Small IVF update. Before I start, I found an amazing ornament this weekend that Mr Barren wouldn’t let me buy. It would have gone totally perfect with this menagerie stoneware ringbox squirrel (chip on the acorn lid, none returnable, non refundable) that I saw in the sale last year (yours – or could have been mine – for £196, was £120):
This Secret Squirrel Acorn was a STEAL by comparison at £2.45. That’s the same price as a skinny decaf latte from Costa! It’s a practical and decorative piece for any garden or home! In its defence, it looked a little less like a wooden hand grenade in the shop.
Apart from not adding to my already none existent collection of squirrel ornaments, I have been injecting 450iu of Meronial since Friday and popping letrozole. I start cetrotide tomorrow and I have a scan on Friday.
The last time I actually got to start stims was so long ago I’ve pretty much forgotten how I felt. It has disappeared into the blurry mists of time. That, or all the alcohol I consumed after the miscarriage eroded my brain cells. I guess I could just look back in my blog and you know, find out. Knowing me I probably just wrote a long post about a dog driving a car and forgot to mention any side effects anyway.

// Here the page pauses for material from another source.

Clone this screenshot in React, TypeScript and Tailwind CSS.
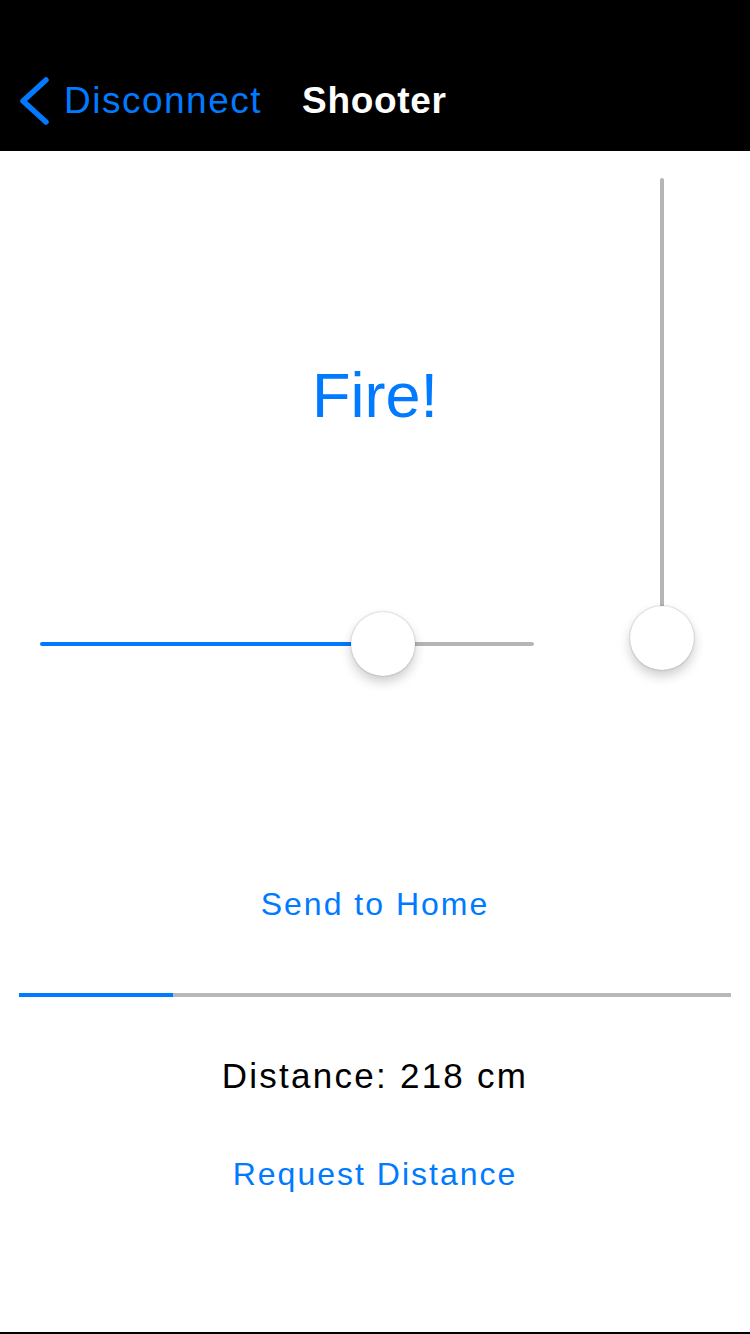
import React from 'react'

const font = { fontFamily: '"Liberation Sans", Arial, sans-serif' }

// Pulgar del slider (overlay sobre la pista)
function Thumb({ className }: { className: string }) {
  return (
    <div
      className={`absolute w-[64px] h-[64px] rounded-full bg-white shadow-[0_6px_12px_rgba(0,0,0,0.2),0_0_2px_rgba(0,0,0,0.3)] ${className}`}
    />
  )
}

export default function App() {
  return (
    <div className="w-[750px] h-[1334px] bg-white overflow-hidden" style={font}>
      {/* Header */}
      <div className="h-[151px] bg-black flex items-center pt-[50px]">
        <svg width="30" height="48" viewBox="0 0 30 48" className="ml-[19px]">
          <polyline
            points="27,3 4,24 27,45"
            fill="none"
            stroke="#007aff"
            strokeWidth="5.5"
            strokeLinecap="round"
            strokeLinejoin="round"
          />
        </svg>
        <span className="ml-[15px] text-[37px] leading-none tracking-[1.5px] text-[#007aff]">Disconnect</span>
        <span className="ml-[40px] text-[37px] leading-none tracking-[0.7px] font-bold text-white">Shooter</span>
      </div>

      {/* Body */}
      <div className="h-[1183px] border-b-2 border-black flex flex-col">
        <div className="flex">
          {/* Left column */}
          <div className="w-[574px] flex flex-col">
            <div className="pl-[176px] mt-[213px] text-center text-[63px] leading-[63px] text-[#007aff]">
              Fire!
            </div>
            <div className="relative mx-[40px] mt-[185px] h-[64px] flex items-center">
              <div className="w-[343px] h-[4px] bg-[#007aff] rounded-l-full" />
              <div className="flex-1 h-[4px] bg-[#b5b5b5] rounded-r-full" />
              <Thumb className="left-[311px] top-0" />
            </div>
          </div>

          {/* Right column: vertical slider */}
          <div className="flex-1 flex justify-center pt-[27px]">
            <div className="relative w-[64px] h-[492px] flex justify-center">
              <div className="w-[4px] h-[460px] bg-[#b5b5b5] rounded-t-full" />
              <Thumb className="left-0 top-[428px]" />
            </div>
          </div>
        </div>

        <div className="mt-[212px] text-center text-[32px] leading-[32px] tracking-[2px] text-[#007aff]">
          Send to Home
        </div>

        <div className="mt-[73px] mx-[19px] h-[4px] flex">
          <div className="w-[154px] bg-[#007aff]" />
          <div className="flex-1 bg-[#b8b8b8]" />
        </div>

        <div className="mt-[61px] text-center text-[35px] leading-[35px] tracking-[2.25px] text-black">
          Distance: 218 cm
        </div>

        <div className="mt-[65px] text-center text-[32px] leading-[32px] tracking-[2px] text-[#007aff]">
          Request Distance
        </div>
      </div>
    </div>
  )
}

This time I feel sick. Very sick. It is interfering with the egg-enhancing diet plan I devised for myself. I have a constant headache that just will. not. go. away. I have actually had a headache now since down regulation started in November, interspersed with some rather violent migraines. Nice! This new headache I have to say surpasses the down regulation headache, but falls someway short of a full blown migraine.
I have some pretty sharp pains in the ovaries . Probably no surprise given what is (should be) going on in there. I’m having a wobble that the 3-4 big follicles I had last month have just turned into cysts that are gobbling up all my drugs and stopping any follicles from growing. I’m also a bit confused how short protocol cycles work since it’s day 5 of stims today and my period is still plodding along with no signs of stopping. Surely I will have no lining to speak of at my first scan on Friday?! I’m also worried the follicles will be growing too quickly, or that I’ll just be growing one gigantic follicle. I’m trying to remind myself that last time I had 225iu and my response was entirely shit.

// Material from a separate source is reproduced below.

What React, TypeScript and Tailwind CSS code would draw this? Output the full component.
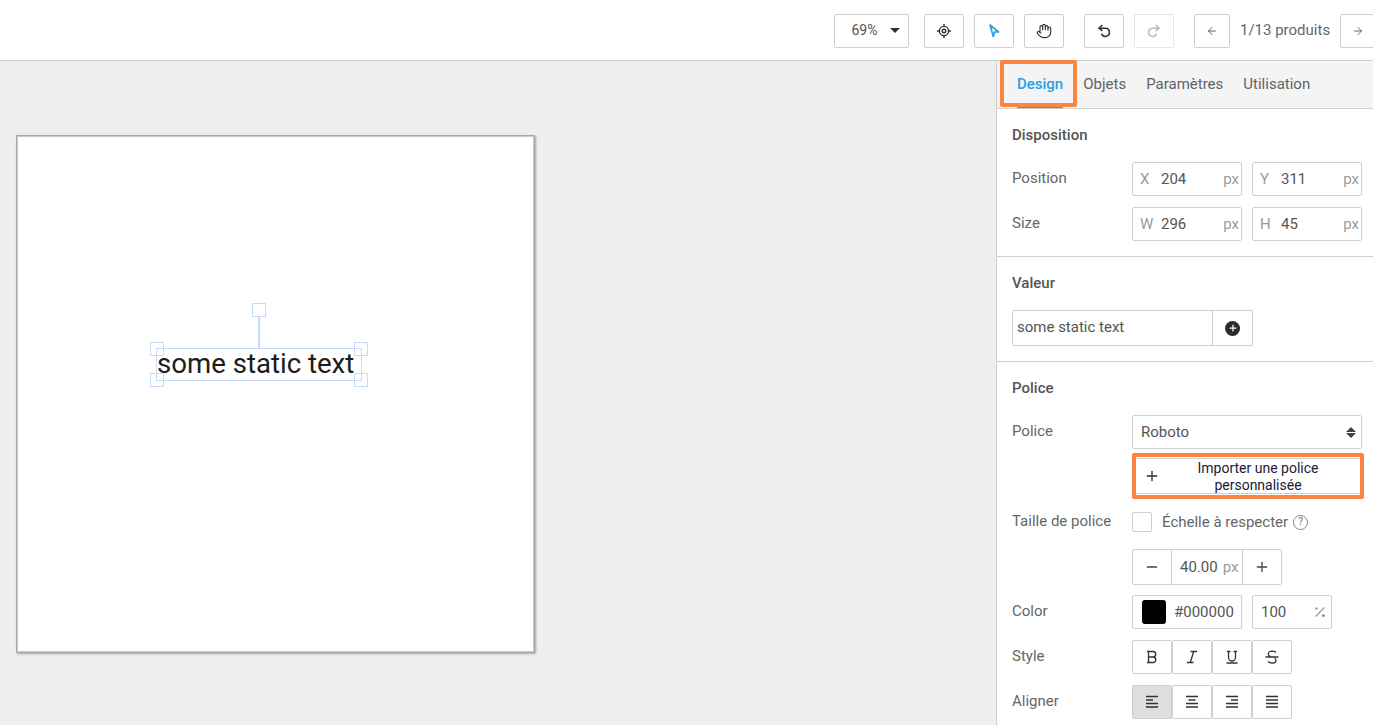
import type { ReactNode } from 'react';
import { ArrowLeft, ArrowRight, Hand, Minus, Plus } from 'lucide-react';

function ToolButton({
  children,
  className = '',
}: {
  children: ReactNode;
  className?: string;
}) {
  return (
    <button
      className={`flex h-[34px] shrink-0 items-center justify-center rounded-[2px] border border-[#cfcfcf] bg-white ${className}`}
    >
      {children}
    </button>
  );
}

function Glyph({ d, color = '#333', width = 1.3 }: { d: string; color?: string; width?: number }) {
  return (
    <svg width="16" height="16" viewBox="0 0 16 16" fill="none" stroke={color} strokeWidth={width}>
      <path d={d} />
    </svg>
  );
}

function TargetIcon() {
  return (
    <svg width="16" height="16" viewBox="0 0 16 16" fill="none" stroke="#333" strokeWidth="1.4">
      <circle cx="8" cy="8" r="4.6" />
      <circle cx="8" cy="8" r="1.8" />
      <path d="M8 1v2.4M8 12.6V15M1 8h2.4M12.6 8H15" />
    </svg>
  );
}

function PointerIcon() {
  return (
    <svg width="14" height="16" viewBox="0 0 14 16" fill="none" stroke="#2b9fe0" strokeWidth="1.7">
      <path d="M3 2l8.5 7H7.5l-1.2 4.5z" strokeLinejoin="round" />
    </svg>
  );
}

function UndoIcon({ color = '#333', flip = false }: { color?: string; flip?: boolean }) {
  return (
    <svg
      width="16"
      height="16"
      viewBox="0 0 16 16"
      fill="none"
      stroke={color}
      strokeWidth="1.6"
      className={flip ? '-scale-x-100' : ''}
    >
      <path d="M3.5 5.2h6a4.1 4.1 0 1 1-4 5.6" />
      <path d="M6.4 2L3 5.2l3.4 2.6" />
    </svg>
  );
}

function HelpIcon() {
  return (
    <span className="ml-[5px] flex h-[15px] w-[15px] items-center justify-center rounded-full border-[1.5px] border-[#888] text-[10px] leading-none font-medium text-[#888]">
      ?
    </span>
  );
}

function PercentIcon() {
  return (
    <svg width="12" height="12" viewBox="0 0 12 12" fill="#999" stroke="#999">
      <circle cx="2.5" cy="2.5" r="1.2" stroke="none" />
      <circle cx="9.5" cy="9.5" r="1.6" stroke="none" />
      <path d="M10.5 1.5L1.5 10.5" strokeWidth="1.3" />
    </svg>
  );
}

function Handle({ className }: { className: string }) {
  return (
    <div
      className={`absolute h-[14px] w-[14px] border-[1.5px] border-[#c9daf9] ${className}`}
    />
  );
}

function SectionTitle({ children }: { children: ReactNode }) {
  return (
    <h3 className="h-[20px] text-[15px] leading-[20px] font-medium text-[#555]">
      {children}
    </h3>
  );
}

function RowLabel({ children }: { children: ReactNode }) {
  return (
    <div className="w-[120px] shrink-0 pb-[2px] text-[15px] leading-[20px] text-[#666]">
      {children}
    </div>
  );
}

function NumField({ axis, value }: { axis: string; value: string }) {
  return (
    <div className="flex h-[34px] w-[110px] items-center rounded-[2px] border border-[#cfcfcf] bg-white text-[15px]">
      <span className="ml-[7px] w-[21px] text-[#9a9a9a]">{axis}</span>
      <span className="text-[#555]">{value}</span>
      <span className="mr-[2px] ml-auto text-[#9a9a9a]">px</span>
    </div>
  );
}

function IconGroup({ icons, active }: { icons: ReactNode[]; active?: number }) {
  return (
    <div className="flex">
      {icons.map((icon, i) => (
        <div
          key={i}
          className={`flex h-[34px] w-[40px] items-center justify-center rounded-[2px] border border-[#cfcfcf] ${
            active === i ? 'border-[#b5b5b5] bg-[#dedede]' : 'bg-white'
          }`}
        >
          {icon}
        </div>
      ))}
    </div>
  );
}

const styleIcons = [
  'M3 2.5h6a2.7 2.7 0 0 1 0 5.5H4.5M4.5 8h5a2.8 2.8 0 0 1 0 5.5H3M4.5 2.5v11',
  'M6.5 2.5h6.5M3 13.5h6.5M9.7 2.5L6.3 13.5',
  'M3 2.5h3.5M9.5 2.5H13M4.5 2.5v6a3.5 3.5 0 0 0 7 0v-6M2.5 14h11',
  'M12 3.5c-1-1-2.2-1.3-4-1.3-2.2 0-3.8 1-3.8 2.7 0 1.3.8 2 2.3 2.6M1.5 8h13M10.5 9.2c1 .6 1.5 1.2 1.5 2.2 0 1.6-1.6 2.6-3.8 2.6-1.7 0-3-.4-4.2-1.4',
];

const alignIcons = [
  'M2 2.5h12M2 6h7M2 9.5h12M2 13h12',
  'M2 2.5h12M4.5 6h7M2 9.5h12M2 13h12',
  'M2 2.5h12M7 6h7M2 9.5h12M2 13h12',
  'M2 2.5h12M2 6h12M2 9.5h12M2 13h12',
];

export default function App() {
  return (
    <div className="flex h-[725px] w-[1373px] flex-col overflow-hidden bg-white font-['Roboto',sans-serif]">
      <header className="flex h-[61px] shrink-0 items-center overflow-hidden border-b border-[#cfcfcf] bg-white pt-[1px]">
        <div className="ml-[834px] flex items-center">
          <ToolButton className="w-[75px] text-[14px] text-[#555]">
            <span className="mr-[12px] ml-[8px]">69%</span>
            <span className="h-0 w-0 border-x-[5px] border-t-[5px] border-x-transparent border-t-[#333]" />
          </ToolButton>
          <ToolButton className="ml-[15px] w-[40px]">
            <TargetIcon />
          </ToolButton>
          <ToolButton className="ml-[10px] w-[40px]">
            <PointerIcon />
          </ToolButton>
          <ToolButton className="ml-[10px] w-[40px]">
            <Hand size={16} strokeWidth={1.7} color="#333" />
          </ToolButton>
          <ToolButton className="ml-[20px] w-[40px]">
            <UndoIcon />
          </ToolButton>
          <ToolButton className="ml-[10px] w-[40px] border-[#e6e6e6]">
            <UndoIcon color="#bdbdbd" flip />
          </ToolButton>
          <ToolButton className="ml-[20px] w-[36px]">
            <ArrowLeft size={12} strokeWidth={1.8} color="#555" />
          </ToolButton>
          <span className="ml-[10px] w-[100px] shrink-0 text-[15px] whitespace-nowrap text-[#666]">
            1/13 produits
          </span>
          <ToolButton className="w-[36px]">
            <ArrowRight size={12} strokeWidth={1.8} color="#555" />
          </ToolButton>
        </div>
      </header>

      <div className="flex min-h-0 flex-1">
        <main className="w-[996px] shrink-0 bg-[#eeeeee] pt-[74px] pl-[16px]">
          <div className="relative h-[518px] w-[519px] border border-[#a9a9a9] bg-white shadow-[inset_0_0_0_1px_#c8c8c8,1px_1px_2px_rgba(0,0,0,0.3)]">
            <div className="absolute top-[212px] left-[139px] flex h-[33px] w-[206px] items-center border border-[#c9daf9] pb-[2px] text-[27.6px] whitespace-nowrap text-[#1c1c1c]">
              some static text
            </div>
            <div className="absolute top-[181px] left-[241px] h-[32px] w-[2px] bg-[#c9daf9]" />
            <Handle className="top-[167px] left-[235px]" />
            <Handle className="top-[206px] left-[133px]" />
            <Handle className="top-[206px] left-[337px]" />
            <Handle className="top-[237px] left-[133px]" />
            <Handle className="top-[237px] left-[337px]" />
          </div>
        </main>

        <aside className="relative w-[377px] shrink-0 border-l border-[#cfcfcf]">
          <nav className="flex h-[48px] items-end border-b border-[#cfcfcf] bg-[#f4f4f4] pl-[20px] text-[15px] text-[#5f6368]">
            <div className="h-[47px] border-b-[2px] border-[#2b9fe0] pt-[12px] font-medium text-[#2b9fe0]">
              Design
            </div>
            <div className="ml-[20px] h-[47px] pt-[12px]">Objets</div>
            <div className="ml-[20px] h-[47px] pt-[12px]">Paramètres</div>
            <div className="ml-[20px] h-[47px] pt-[12px]">Utilisation</div>
          </nav>
          <div className="absolute top-[-1px] left-[3px] h-[47px] w-[77px] rounded-[2px] border-[4px] border-[#fc843f]" />

          <section className="h-[148px] border-b border-[#cfcfcf] pt-[16px] pl-[15px]">
            <SectionTitle>Disposition</SectionTitle>
            <div className="mt-[17px] flex items-center">
              <RowLabel>Position</RowLabel>
              <div className="flex gap-[10px]">
                <NumField axis="X" value="204" />
                <NumField axis="Y" value="311" />
              </div>
            </div>
            <div className="mt-[11px] flex items-center">
              <RowLabel>Size</RowLabel>
              <div className="flex gap-[10px]">
                <NumField axis="W" value="296" />
                <NumField axis="H" value="45" />
              </div>
            </div>
          </section>

          <section className="h-[105px] border-b border-[#cfcfcf] pt-[16px] pl-[15px]">
            <SectionTitle>Valeur</SectionTitle>
            <div className="mt-[17px] flex h-[36px] w-[241px] rounded-[2px] border border-[#cfcfcf] text-[15px] text-[#555]">
              <div className="flex flex-1 items-center pb-[2px] pl-[4px]">
                some static text
              </div>
              <div className="flex w-[40px] items-center justify-center border-l border-[#cfcfcf]">
                <div className="flex h-[15px] w-[15px] items-center justify-center rounded-full bg-[#2b2b2b]">
                  <Plus size={10} strokeWidth={3} color="#fff" />
                </div>
              </div>
            </div>
          </section>

          <section className="pt-[16px] pl-[15px]">
            <SectionTitle>Police</SectionTitle>
            <div className="mt-[17px] flex items-start">
              <div className="pt-[6px]">
                <RowLabel>Police</RowLabel>
              </div>
              <div>
                <div className="flex h-[34px] w-[230px] items-center justify-between rounded-[2px] border border-[#cfcfcf] pr-[5px] pl-[8px] text-[15px] text-[#555]">
                  Roboto
                  <div className="flex flex-col gap-[1px]">
                    <span className="h-0 w-0 border-x-[5px] border-b-[5px] border-x-transparent border-b-[#444]" />
                    <span className="h-0 w-0 border-x-[5px] border-t-[5px] border-x-transparent border-t-[#444]" />
                  </div>
                </div>
                <div className="mt-[4px] flex h-[46px] w-[232px] rounded-[2px] border-[4px] border-[#fc843f] bg-white py-[1px]">
                  <button className="flex flex-1 items-center border-y border-[#cfcfcf] bg-white pl-[8px] text-[14px] leading-[17px] text-[#1a1a3a]">
                    <Plus size={16} strokeWidth={2} color="#333" className="shrink-0" />
                    <span className="flex-1 pt-[2px] pr-[11px] pl-[7px] text-center">
                      Importer une police personnalisée
                    </span>
                  </button>
                </div>
              </div>
            </div>

            <div className="mt-[13px] flex items-start">
              <div className="-mt-[1px]">
                <RowLabel>Taille de police</RowLabel>
              </div>
              <div>
                <div className="flex h-[20px] items-center text-[15px] text-[#666]">
                  <div className="h-[20px] w-[20px] rounded-[2px] border border-[#cfcfcf]" />
                  <span className="ml-[10px]">Échelle à respecter</span>
                  <HelpIcon />
                </div>
                <div className="mt-[17px] flex h-[36px] w-[150px] rounded-[2px] border border-[#cfcfcf] text-[15px]">
                  <div className="flex w-[38px] items-center justify-center">
                    <Minus size={16} strokeWidth={2} color="#444" />
                  </div>
                  <div className="flex w-[72px] items-center border-x border-[#cfcfcf] pl-[8px]">
                    <span className="text-[#555]">40.00</span>
                    <span className="ml-[5px] text-[#9a9a9a]">px</span>
                  </div>
                  <div className="flex flex-1 items-center justify-center">
                    <Plus size={16} strokeWidth={2} color="#444" />
                  </div>
                </div>
              </div>
            </div>

            <div className="mt-[10px] flex items-center">
              <RowLabel>Color</RowLabel>
              <div className="flex h-[34px] w-[110px] items-center rounded-[2px] border border-[#cfcfcf] pl-[9px] text-[15px] text-[#555]">
                <div className="h-[24px] w-[24px] rounded-[3px] bg-black" />
                <span className="ml-[8px]">#000000</span>
              </div>
              <div className="ml-[10px] flex h-[34px] w-[80px] items-center justify-between rounded-[2px] border border-[#cfcfcf] pr-[5px] pl-[8px] text-[15px] text-[#555]">
                100
                <PercentIcon />
              </div>
            </div>

            <div className="mt-[11px] flex items-center">
              <RowLabel>Style</RowLabel>
              <IconGroup icons={styleIcons.map((d) => <Glyph key={d} d={d} />)} />
            </div>

            <div className="mt-[11px] flex items-center">
              <RowLabel>Aligner</RowLabel>
              <IconGroup
                active={0}
                icons={alignIcons.map((d) => <Glyph key={d} d={d} width={1.6} />)}
              />
            </div>
          </section>
        </aside>
      </div>
    </div>
  );
}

I know I shouldn’t waste energy worrying about what can go wrong, but I’ve had so many set backs and so much go wrong with my cycles over the last year I can’t help it. Things like, “that only happens 1% of the time”, “we only see that in 1 person every 2-3 months”, “once you see a heartbeat the chances of miscarriage reduce significantly” do NOT put my mind at rest. I’ve been that 1%, I’ve been that 1 person, I’ve had that miscarriage. I’ve been on the wrong side of the statistics more times than I can remember, even when the odds were stacked in my favour.

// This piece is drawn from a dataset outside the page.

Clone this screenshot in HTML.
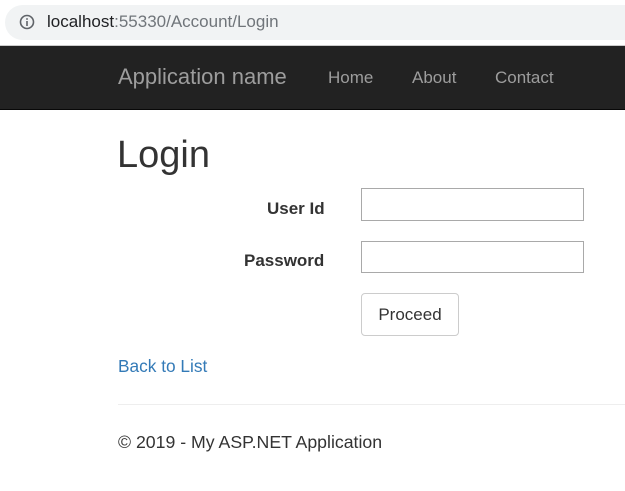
<!DOCTYPE html>
<html><head><meta charset="utf-8"><style>
*{box-sizing:border-box;margin:0;padding:0}
body{width:625px;height:491px;overflow:hidden;background:#fff;font-family:"Liberation Sans",Arial,sans-serif;position:relative;color:#333}
.a{position:absolute}
.bar{left:5px;top:5px;width:640px;height:35px;background:#f1f3f4;border-radius:18px}
.line{left:0;top:45px;width:625px;height:1px;background:#ccc}
.nav{left:0;top:46px;width:625px;height:64px;background:#222;border-bottom:1px solid #080808}
.inp{border:1px solid #a9a9a9;background:#fff}
</style></head><body>
<div class="a bar"></div>
<svg class="a" style="left:19px;top:14px" width="16" height="16" viewBox="0 0 16 16"><circle cx="8" cy="8" r="6.5" fill="none" stroke="#5f6368" stroke-width="1.6"/><rect x="7.2" y="7" width="1.6" height="5" fill="#5f6368"/><rect x="7.2" y="4.2" width="1.6" height="1.6" fill="#5f6368"/></svg>
<div class="a" style="left:47px;top:12px;font-size:17px;color:#202124">localhost<span style="color:#70757a">:55330/Account/Login</span></div>
<div class="a line"></div>
<div class="a nav"></div>
<div class="a" style="left:118px;top:64px;font-size:22px;color:#9d9d9d">Application name</div>
<div class="a" style="left:328px;top:68px;font-size:17px;color:#9d9d9d">Home</div>
<div class="a" style="left:412px;top:68px;font-size:17px;color:#9d9d9d">About</div>
<div class="a" style="left:495px;top:68px;font-size:17px;color:#9d9d9d">Contact</div>
<div class="a" style="left:117px;top:134px;font-size:38px;color:#333">Login</div>
<div class="a" style="left:267px;top:199px;font-size:17px;font-weight:bold">User Id</div>
<div class="a" style="left:244px;top:251px;font-size:17px;font-weight:bold">Password</div>
<div class="a inp" style="left:361px;top:188px;width:223px;height:33px"></div>
<div class="a inp" style="left:361px;top:241px;width:223px;height:32px"></div>
<div class="a" style="left:361px;top:293px;width:98px;height:43px;border:1px solid #ccc;border-radius:4px;font-size:17px;text-align:center;line-height:41px;color:#333">Proceed</div>
<div class="a" style="left:118px;top:356px;font-size:17.3px;color:#337ab7">Back to List</div>
<div class="a" style="left:118px;top:404px;width:507px;height:1px;background:#eee"></div>
<div class="a" style="left:118px;top:432px;font-size:17.7px;color:#333">© 2019 - My ASP.NET Application</div>
</body></html>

Incidentally, I wonder if I am freakishly unlucky, or whether I have magical powers. Evidence: in my second year at university I worried that I would be given the wrong exam paper for one particular module. I worried about this like MAD, mainly because I was (for once) actually very, very prepared for this particular exam. I voiced this worry with my boyfriend (now husband) who told me I was mental. I turned up, sat down and turned over the paper. It was the Masters exam (in case this makes no sense in your country, this is a 4th year post-grad exam, not a second year undergraduate one).
Enough complaining. At least I am here. I’ve started.